Prompt exposure is not about making prompts public for everyone. It is about making them structured and accessible for the people who need them. That could be just you in three months or an entire organization next year.

Once you start treating prompts as assets instead of messages, the way you write and store them naturally changes.

Structuring Prompts So They Are Easy to Find and Reuse

Discoverability starts with structure. A prompt that is hard to read is hard to reuse. A prompt that lacks labels is hard to search. Structure turns prompts from raw text into organized resources.

The first step is clear naming. Every prompt should have a name that describes what it does, not how it sounds. Avoid clever names. Use functional ones. When someone scans a list, they should immediately know which prompt solves their problem.

Next is consistent formatting. Prompts should follow a predictable structure so users know where to look for instructions, inputs, and constraints. This reduces cognitive load and speeds up adoption.

A reusable prompt usually contains these elements:

  • A short title or name
  • A one line description of purpose
  • The role or behavior assigned to the AI
  • Clear input requirements
  • Output expectations or format

When these elements are missing, prompts feel fragile. They only work when the original creator is present to explain them.

Here are practical ways to structure prompts for reuse:

  • Start with a short description of what the prompt is for
  • Use simple labels like Role, Task, Input, Output
  • Keep sentences direct and unambiguous
  • Avoid unnecessary storytelling inside the prompt
  • Separate instructions from examples

Consistency matters more than perfection. Even a basic structure repeated across all prompts dramatically improves discoverability.

Another overlooked factor is versioning. Prompts evolve. When you improve one, make that visible. A simple version number or update note prevents confusion and helps users trust that the prompt is current.

When prompts are structured, they become searchable, scannable, and teachable. This is the foundation of exposure at scale.

Channels and Systems for Exposing Prompts at Scale

Once prompts are structured, they need a home. Exposure does not happen automatically. Prompts must live in places where people already look for solutions.

The mistake many people make is storing prompts inside personal notes or private chats. These places are convenient but invisible. To scale exposure, prompts must move into shared spaces.

The right channel depends on who needs access. For individuals, a prompt library document might be enough. For teams, shared tools work better. The key is consistency and accessibility.
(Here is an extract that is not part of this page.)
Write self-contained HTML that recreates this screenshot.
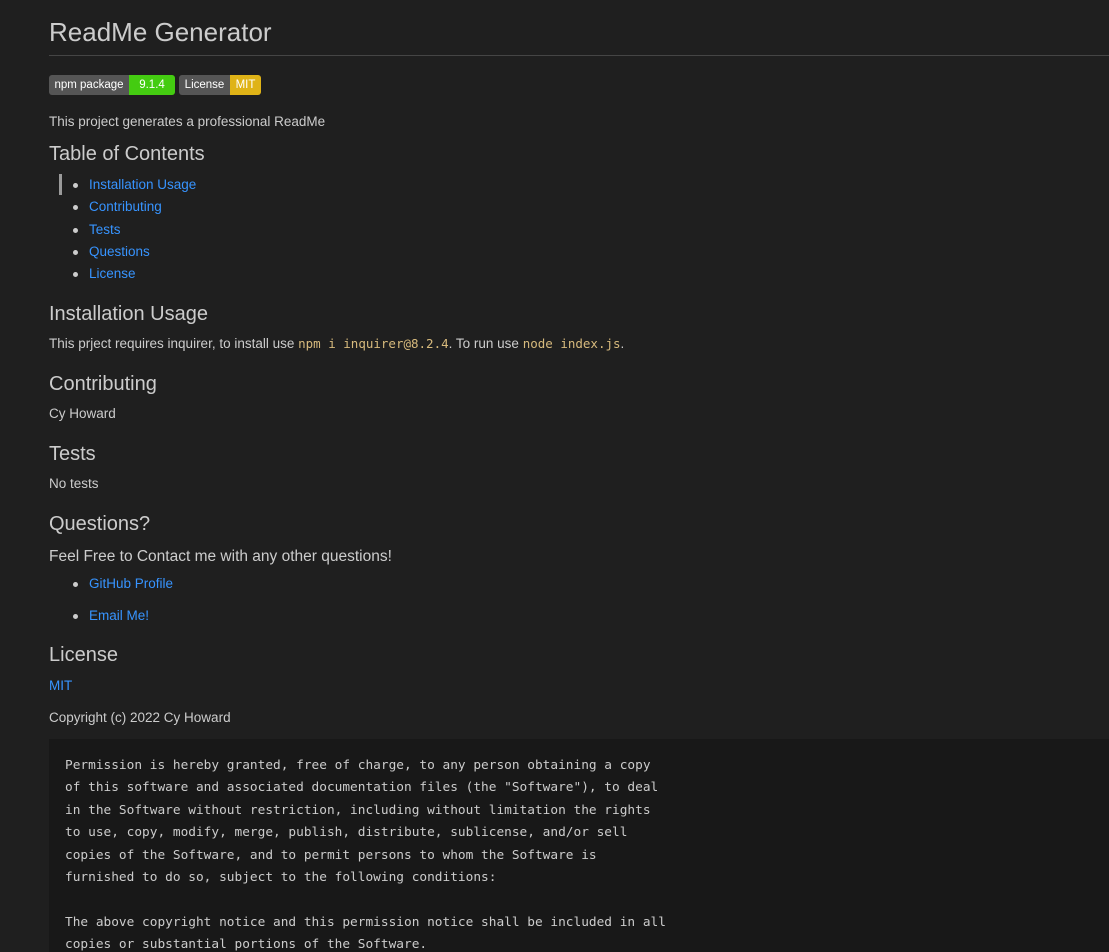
<!DOCTYPE html>
<html><head><meta charset="utf-8"><style>
html,body{margin:0;padding:0;background:#1f1f1f;width:1109px;height:952px;overflow:hidden}
body{font-family:"Liberation Sans",sans-serif;color:#cccccc;font-size:13.5px;position:relative}
.a{position:absolute;left:49px;white-space:nowrap;line-height:1}
h1,h2{font-weight:normal;margin:0}
.h1{font-size:26px;top:19px}
.h2{font-size:20px}
a{color:#3794ff;text-decoration:none}
.hr{position:absolute;left:49px;right:0;top:55px;height:1px;background:#454545}
.badge{position:absolute;top:75px;height:20px;border-radius:3px;overflow:hidden;display:flex;font-size:11.5px;color:#fff;line-height:20px}
.badge span{padding:0 5px;text-align:center}
.li{position:absolute;left:89px;line-height:1}
.li:before{content:"";position:absolute;left:-16px;top:5px;width:5px;height:5px;border-radius:50%;background:#cccccc}
code{font-family:"DejaVu Sans Mono","Liberation Mono",monospace;color:#d7ba7d;font-size:12.5px}
pre{position:absolute;left:49px;right:0;top:739px;height:197px;overflow:hidden;margin:0;background:#181818;padding:16px 16px 0;font-family:"DejaVu Sans Mono","Liberation Mono",monospace;font-size:12.8px;line-height:22.4px;color:#cccccc}
</style></head><body>
<h1 class="a h1">ReadMe Generator</h1>
<div class="hr"></div>
<div class="badge" style="left:49px;width:126px"><span style="background:#555;width:70px">npm package</span><span style="background:#4c1;flex:1">9.1.4</span></div>
<div class="badge" style="left:179px;width:82px"><span style="background:#555;width:41px">License</span><span style="background:#dfb317;flex:1">MIT</span></div>
<div class="a" style="top:115px">This project generates a professional ReadMe</div>
<h2 class="a h2" style="top:144px">Table of Contents</h2>
<div style="position:absolute;left:59px;top:174px;width:3px;height:21px;background:#9a9a9a"></div>
<div class="li" style="top:178px"><a>Installation Usage</a></div>
<div class="li" style="top:200px"><a>Contributing</a></div>
<div class="li" style="top:223px"><a>Tests</a></div>
<div class="li" style="top:245px"><a>Questions</a></div>
<div class="li" style="top:267px"><a>License</a></div>
<h2 class="a h2" style="top:304px">Installation Usage</h2>
<div class="a" style="top:337px">This prject requires inquirer, to install use <code>npm i inquirer@8.2.4</code>. To run use <code>node index.js</code>.</div>
<h2 class="a h2" style="top:374px">Contributing</h2>
<div class="a" style="top:407px">Cy Howard</div>
<h2 class="a h2" style="top:444px">Tests</h2>
<div class="a" style="top:477px">No tests</div>
<h2 class="a h2" style="top:514px">Questions?</h2>
<div class="a" style="top:549px;font-size:15.5px">Feel Free to Contact me with any other questions!</div>
<div class="li" style="top:577px"><a>GitHub Profile</a></div>
<div class="li" style="top:609px"><a>Email Me!</a></div>
<h2 class="a h2" style="top:645px">License</h2>
<div class="a" style="top:679px"><a>MIT</a></div>
<div class="a" style="top:711px">Copyright (c) 2022 Cy Howard</div>
<pre>Permission is hereby granted, free of charge, to any person obtaining a copy
of this software and associated documentation files (the "Software"), to deal
in the Software without restriction, including without limitation the rights
to use, copy, modify, merge, publish, distribute, sublicense, and/or sell
copies of the Software, and to permit persons to whom the Software is
furnished to do so, subject to the following conditions:

The above copyright notice and this permission notice shall be included in all
copies or substantial portions of the Software.</pre>
</body></html>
Here are common places prompts are exposed successfully:

  • Shared documents or knowledge bases
  • Internal wikis or dashboards
  • Notion or similar workspace tools
  • Prompt libraries organized by use case
  • Project specific folders tied to workflows

What matters is not the tool but the organization. Prompts should be grouped by purpose, not by creator. Users think in problems, not names.
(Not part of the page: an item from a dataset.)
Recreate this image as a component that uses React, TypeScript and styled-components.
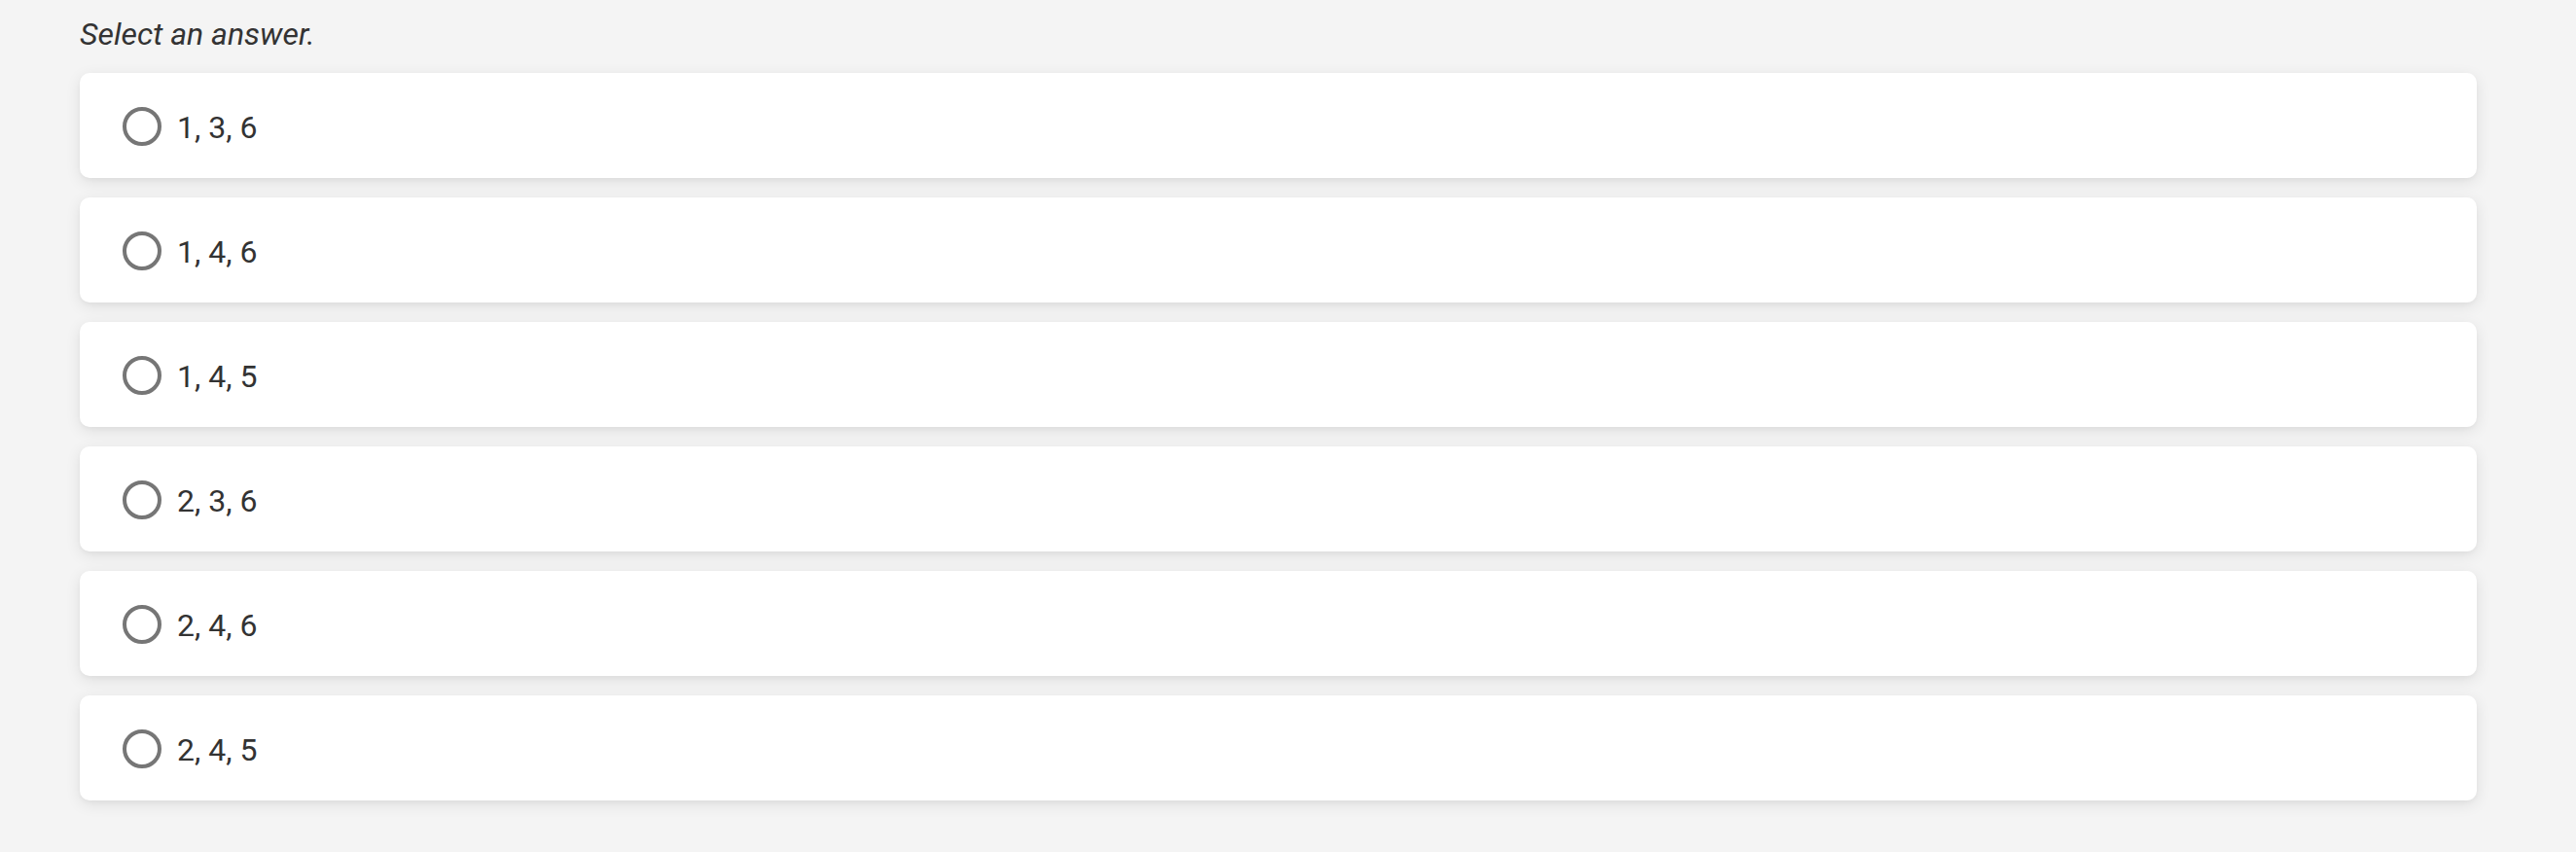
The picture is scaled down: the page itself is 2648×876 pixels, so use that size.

Below is an example of how prompts can be categorized for better exposure:

Prompt Category

Purpose

Example Use Case

Writing

Generate or refine text

Blog drafts, emails

Planning

Structure tasks or ideas

Project breakdowns

Analysis

Interpret information

Reports, summaries

Creative

Ideation and variation

Headlines, concepts

Operations

Repeatable processes

SOP drafts

This kind of categorization makes it easier for users to browse instead of search blindly.

Exposure also increases when prompts are embedded directly into workflows. For example, linking a prompt inside a task description or checklist reminds users to apply it at the right moment.
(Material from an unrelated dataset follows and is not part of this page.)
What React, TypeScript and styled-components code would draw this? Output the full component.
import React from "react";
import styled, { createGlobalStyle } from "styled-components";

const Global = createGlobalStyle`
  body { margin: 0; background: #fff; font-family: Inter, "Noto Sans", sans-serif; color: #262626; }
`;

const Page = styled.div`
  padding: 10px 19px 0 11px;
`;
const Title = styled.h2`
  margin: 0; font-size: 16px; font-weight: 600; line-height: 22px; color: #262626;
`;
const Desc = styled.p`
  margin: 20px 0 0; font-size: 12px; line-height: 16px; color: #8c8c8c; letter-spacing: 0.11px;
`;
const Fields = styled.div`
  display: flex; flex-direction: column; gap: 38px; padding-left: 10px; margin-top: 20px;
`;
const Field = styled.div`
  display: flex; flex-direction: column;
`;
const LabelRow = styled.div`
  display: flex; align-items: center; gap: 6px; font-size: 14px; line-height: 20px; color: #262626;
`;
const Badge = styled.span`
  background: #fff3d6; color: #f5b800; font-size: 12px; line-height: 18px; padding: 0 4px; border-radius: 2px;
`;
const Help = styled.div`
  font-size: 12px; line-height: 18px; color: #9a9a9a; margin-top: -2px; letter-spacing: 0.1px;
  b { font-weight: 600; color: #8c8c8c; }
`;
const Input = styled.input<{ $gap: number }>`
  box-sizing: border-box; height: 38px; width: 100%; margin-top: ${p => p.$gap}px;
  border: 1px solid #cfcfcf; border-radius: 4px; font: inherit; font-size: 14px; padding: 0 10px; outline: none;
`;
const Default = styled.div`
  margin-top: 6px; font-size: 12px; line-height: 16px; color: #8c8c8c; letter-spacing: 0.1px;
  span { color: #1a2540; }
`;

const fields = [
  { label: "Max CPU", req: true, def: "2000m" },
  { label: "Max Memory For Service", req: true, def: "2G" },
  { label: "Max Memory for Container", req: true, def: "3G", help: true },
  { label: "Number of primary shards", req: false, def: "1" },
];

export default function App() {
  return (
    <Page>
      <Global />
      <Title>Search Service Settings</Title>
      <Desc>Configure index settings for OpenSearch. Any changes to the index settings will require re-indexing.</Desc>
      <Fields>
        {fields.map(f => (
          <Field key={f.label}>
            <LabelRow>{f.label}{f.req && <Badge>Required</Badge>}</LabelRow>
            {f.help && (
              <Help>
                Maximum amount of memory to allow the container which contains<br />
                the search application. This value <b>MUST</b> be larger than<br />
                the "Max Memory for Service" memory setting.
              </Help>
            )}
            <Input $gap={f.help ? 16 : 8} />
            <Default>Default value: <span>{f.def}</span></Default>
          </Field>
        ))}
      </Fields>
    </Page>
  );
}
Another powerful method is annotation. Adding short notes about when to use a prompt or common mistakes helps new users succeed faster.

To improve exposure through systems:

  • Store prompts in shared, searchable spaces
  • Organize by use case, not by date
  • Add short descriptions to each prompt
  • Link prompts to real workflows
  • Review and clean up unused prompts regularly

When prompts are placed where work actually happens, adoption increases naturally.

Encouraging Discovery, Adoption, and Long Term Use

Even well stored prompts can fail if people do not trust or understand them. Exposure is not just visibility. It is confidence. Users need to believe a prompt will help them before they use it.

One way to build confidence is through examples. Showing what a prompt produces makes its value obvious. This does not require long explanations. A short before and after description is often enough.

Another factor is language. Prompts should feel approachable. Avoid overly technical wording unless your audience expects it. Clear, simple language invites experimentation.

Feedback loops also matter. When people use a prompt successfully, encourage them to suggest improvements. This turns prompts into shared assets rather than static instructions.

Here are ways to increase prompt adoption:

  • Add short usage examples or notes
  • Use clear, non intimidating language
  • Invite feedback and improvements
  • Highlight prompts that save the most time
  • Remove or archive prompts that no one uses

Exposure also improves when prompts are introduced intentionally. Instead of dumping a library on people, introduce prompts gradually as solutions to specific problems. When someone sees immediate value, they are more likely to explore further.

Over time, prompts can become part of team culture. People stop asking how something was generated because the prompt is already known and accessible. This reduces dependency on individuals and increases consistency across outputs.

Prompt exposure at scale is not about volume. It is about relevance. A smaller set of well exposed prompts often outperforms a large, messy library.

Conclusion

Making prompts discoverable at scale is less about technology and more about mindset. When you stop treating prompts as temporary messages and start treating them as reusable assets, everything changes.

Structure gives prompts clarity. Storage gives them visibility. Context gives them trust. Together, these elements turn prompts into tools that grow in value over time.

You do not need to expose every prompt you write. Start with the ones that save time, improve quality, or solve recurring problems. Refine them, name them clearly, and place them where people already work.

At scale, prompt exposure is not a nice to have. It becomes a productivity multiplier. The more accessible your prompts are, the faster ideas turn into action, and the easier it becomes for others to build on what already works.